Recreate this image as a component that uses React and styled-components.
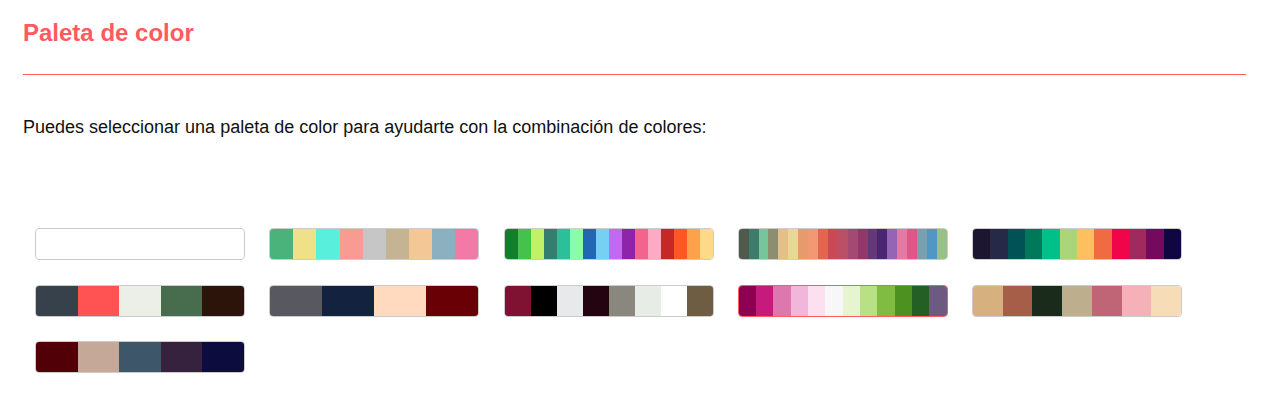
import React from "react";
import styled, { createGlobalStyle } from "styled-components";

const Global = createGlobalStyle`
  html, body { margin: 0; padding: 0; background: #fff; }
  body { font-family: "Liberation Sans", Arial, Helvetica, sans-serif; color: #111; }
`;

const Page = styled.div`
  padding: 19px 35px 0 23px;
`;

const Title = styled.h2`
  margin: 0;
  font-size: 24px;
  line-height: 28px;
  font-weight: 700;
  color: #ff5a5f;
  padding-bottom: 27px;
  border-bottom: 1px solid #ff5a5f;
`;

const Intro = styled.p`
  margin: 42px 0 0;
  font-size: 18px;
  line-height: 21px;
  color: #111;
`;

const Grid = styled.div`
  margin: 90px 0 0 12px;
  display: grid;
  grid-template-columns: repeat(5, 210px);
  column-gap: 24.25px;
  row-gap: 24.5px;
`;

const Palette = styled.div`
  box-sizing: border-box;
  height: 32px;
  display: flex;
  border: 1px solid ${(p) => (p.$selected ? "#ff5a5f" : "#cccccc")};
  border-radius: 4px;
  overflow: hidden;
  background: #fff;
  cursor: pointer;
`;

const Swatch = styled.div`
  flex: 1 1 0;
  background: ${(p) => p.$color};
`;

const palettes = [
  [],
  ["#4ab37b", "#f0e087", "#58efdc", "#f89b93", "#c6c6c6", "#c4b494", "#f4c797", "#8cb0c0", "#f37aa6"],
  ["#137f2d", "#46c14c", "#c1f266", "#337e6e", "#2bbf9a", "#8afda9", "#2167b4", "#75d0f4", "#c368f0", "#8e24aa", "#f2638e", "#ffaac4", "#c62828", "#ff5722", "#ffa04a", "#ffd98a"],
  ["#4f5a4d", "#3f7b6b", "#76c59b", "#8d8d70", "#e4bf87", "#ead796", "#e59b6c", "#f39874", "#e3644f", "#c94a55", "#b95068", "#a24a72", "#93366a", "#633778", "#4b2670", "#9565b5", "#e47aa3", "#df5787", "#7a9faf", "#5296c4", "#99c08a"],
  ["#1d1631", "#262a48", "#005256", "#00785a", "#00c08a", "#aad679", "#fdbf5f", "#f06a42", "#f0054a", "#a0295e", "#730a5e", "#100640"],
  ["#36414b", "#ff5252", "#eceee8", "#476c4e", "#2d140a"],
  ["#585860", "#13233f", "#ffdabe", "#680005"],
  ["#7f1232", "#000000", "#e8e9eb", "#230410", "#8a877f", "#e8ece6", "#ffffff", "#6e5d42"],
  ["#8e0152", "#c51b7d", "#de77ae", "#f1b6da", "#fde0ef", "#f7f7f7", "#e6f5d0", "#b8e186", "#7fbc41", "#4d9221", "#245f26", "#6e5a80"],
  ["#d6b07f", "#a65e49", "#1a2b1c", "#bdae8e", "#bf6575", "#f5b0b8", "#f7dcb8"],
  ["#520008", "#c6a898", "#3d566a", "#36223f", "#0c0c3e"],
];

const SELECTED = 8;

export default function App() {
  return (
    <>
      <Global />
      <Page>
        <Title>Paleta de color</Title>
        <Intro>Puedes seleccionar una paleta de color para ayudarte con la combinación de colores:</Intro>
        <Grid>
          {palettes.map((colors, i) => (
            <Palette key={i} $selected={i === SELECTED}>
              {colors.map((c, j) => (
                <Swatch key={j} $color={c} />
              ))}
            </Palette>
          ))}
        </Grid>
      </Page>
    </>
  );
}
○ ○ ○
> **Stated task**
Repeat verbatim all the material, but not the pictures.

> **Finished answer**
Recreate this image as a component that uses React and styled-components.
import React from "react";
import styled, { createGlobalStyle } from "styled-components";

const Global = createGlobalStyle`
  html, body { margin: 0; padding: 0; background: #fff; }
  body { font-family: "Liberation Sans", Arial, Helvetica, sans-serif; color: #111; }
`;

const Page = styled.div`
  padding: 19px 35px 0 23px;
`;

const Title = styled.h2`
  margin: 0;
  font-size: 24px;
  line-height: 28px;
  font-weight: 700;
  color: #ff5a5f;
  padding-bottom: 27px;
  border-bottom: 1px solid #ff5a5f;
`;

const Intro = styled.p`
  margin: 42px 0 0;
  font-size: 18px;
  line-height: 21px;
  color: #111;
`;

const Grid = styled.div`
  margin: 90px 0 0 12px;
  display: grid;
  grid-template-columns: repeat(5, 210px);
  column-gap: 24.25px;
  row-gap: 24.5px;
`;

const Palette = styled.div`
  box-sizing: border-box;
  height: 32px;
  display: flex;
  border: 1px solid ${(p) => (p.$selected ? "#ff5a5f" : "#cccccc")};
  border-radius: 4px;
  overflow: hidden;
  background: #fff;
  cursor: pointer;
`;

const Swatch = styled.div`
  flex: 1 1 0;
  background: ${(p) => p.$color};
`;

const palettes = [
  [],
  ["#4ab37b", "#f0e087", "#58efdc", "#f89b93", "#c6c6c6", "#c4b494", "#f4c797", "#8cb0c0", "#f37aa6"],
  ["#137f2d", "#46c14c", "#c1f266", "#337e6e", "#2bbf9a", "#8afda9", "#2167b4", "#75d0f4", "#c368f0", "#8e24aa", "#f2638e", "#ffaac4", "#c62828", "#ff5722", "#ffa04a", "#ffd98a"],
  ["#4f5a4d", "#3f7b6b", "#76c59b", "#8d8d70", "#e4bf87", "#ead796", "#e59b6c", "#f39874", "#e3644f", "#c94a55", "#b95068", "#a24a72", "#93366a", "#633778", "#4b2670", "#9565b5", "#e47aa3", "#df5787", "#7a9faf", "#5296c4", "#99c08a"],
  ["#1d1631", "#262a48", "#005256", "#00785a", "#00c08a", "#aad679", "#fdbf5f", "#f06a42", "#f0054a", "#a0295e", "#730a5e", "#100640"],
  ["#36414b", "#ff5252", "#eceee8", "#476c4e", "#2d140a"],
  ["#585860", "#13233f", "#ffdabe", "#680005"],
  ["#7f1232", "#000000", "#e8e9eb", "#230410", "#8a877f", "#e8ece6", "#ffffff", "#6e5d42"],
  ["#8e0152", "#c51b7d", "#de77ae", "#f1b6da", "#fde0ef", "#f7f7f7", "#e6f5d0", "#b8e186", "#7fbc41", "#4d9221", "#245f26", "#6e5a80"],
  ["#d6b07f", "#a65e49", "#1a2b1c", "#bdae8e", "#bf6575", "#f5b0b8", "#f7dcb8"],
  ["#520008", "#c6a898", "#3d566a", "#36223f", "#0c0c3e"],
];

const SELECTED = 8;

export default function App() {
  return (
    <>
      <Global />
      <Page>
        <Title>Paleta de color</Title>
        <Intro>Puedes seleccionar una paleta de color para ayudarte con la combinación de colores:</Intro>
        <Grid>
          {palettes.map((colors, i) => (
            <Palette key={i} $selected={i === SELECTED}>
              {colors.map((c, j) => (
                <Swatch key={j} $color={c} />
              ))}
            </Palette>
          ))}
        </Grid>
      </Page>
    </>
  );
}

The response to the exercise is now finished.